I know that it exceeds the limits of the parameters, but instead of throwing an exception, it decrypts to the wrong value

Failure
Expected equality of these values:
 dec[0]
    Which is: 467871
  expected
    Which is: 8

Is this the expected behavior? should we monitor the noise budget? I was hoping that SEAL would throw an exception in situations like this.

Tested with SEAL 3.6.1

[WeiDaiWD]

That is the expected behavior. You probably know how to use the function int Decryptor::invariant_noise_budget(...) to monitor noise growth. This function behaves differently from and takes longer than Decryptor::decrypt(...). Automatically monitoring budget in decryption will make decryption much slower. However, I do think that your suggestion is very useful in DEBUG mode, and I might add it to a future version.

Please do not close this issue. Thanks!

[bcebere]

Thank you for the explanation!

I have 2 more questions, sorry for the spam:

• what similar solutions do I have for CKKS? I understand that I cannot use invariant_noise_budget there to monitor how much precision I'm losing.
• Could I infer from the security parameters the theoretical limits/depths for each operation?
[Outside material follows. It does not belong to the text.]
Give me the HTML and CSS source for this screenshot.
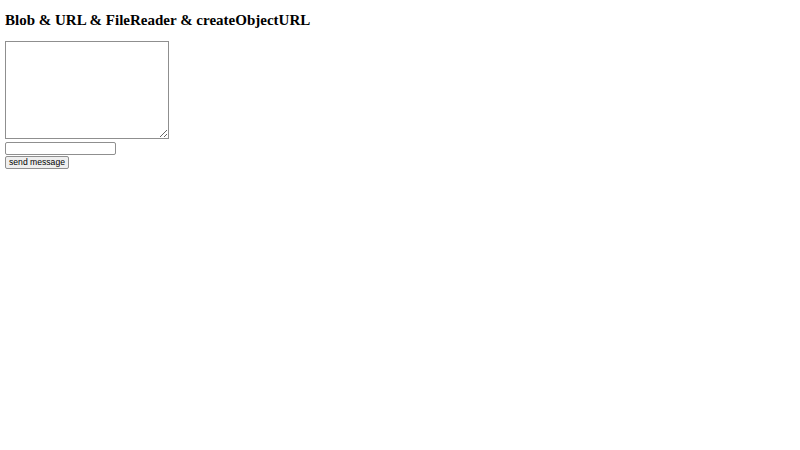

Just a generated map that tells be that for a the given context I can do X encrypted multiplications/Y rotations etc.

[WeiDaiWD]

• In CKKS there is no solution to monitor the noise growth. One may try to estimate the noise growth, but the analyzed bound/limit on noise is not tight enough to match the reality.
• In CKKS the noise is rarely the cause of decryption failure but mostly the cause of precision lost. In a rough example: suppose that you expect the result to be 123.456; optimal noise might give you 123.456***; a tolerable noise gives you 123.4**; a big noise gives you 12*.***. The precision you get is the distance between scale and noise. The rescaling after each multiplying/squaring of ciphertexts stabilizes the distance. However, the usual cause of decryption failure is the growth of value before decimal point, for example, when exponentiating 2.0, the value before decimal point eventually grows beyond the CoeffModulus. This will cause a decryption failure and makes the result totally wrong. Therefore, the choice of parameters is less related to noise growth, but the number of rescaling and the precision of your application.
• There is no simple map/table to look up for a suggested depth for each parameter set. Best practices are:
  1. Normalize values for encoding so that they have small size before the decimal point.
  2. Pass sec_level_type::none to SEALContext's constructor to temporarily allow insecure parameters.
  3. The number of primes in CoeffModulus should be the depth of your application plus 2 (or more).
  4. Choose a temporary encoding scale (a power of 2).
  5. All but the first and the last primes of CoeffModulus should have the same bit-size of the scale.
  6. The first and the last primes of CoeffModulus should have the same size and not less than scale.
  7. Repeat iv-vi while changing the scale and prime sizes for an expected precision. Insert primes to the second place of CoeffModulus if the result is totally wrong. Increase the scale and related primes if precision is low. Decrease the scale and related primes if precision is more than enough.
  8. Remove sec_level_type::none to enforce secure parameters. Increase poly_modulus_degree if `SEALContext's constructor fails.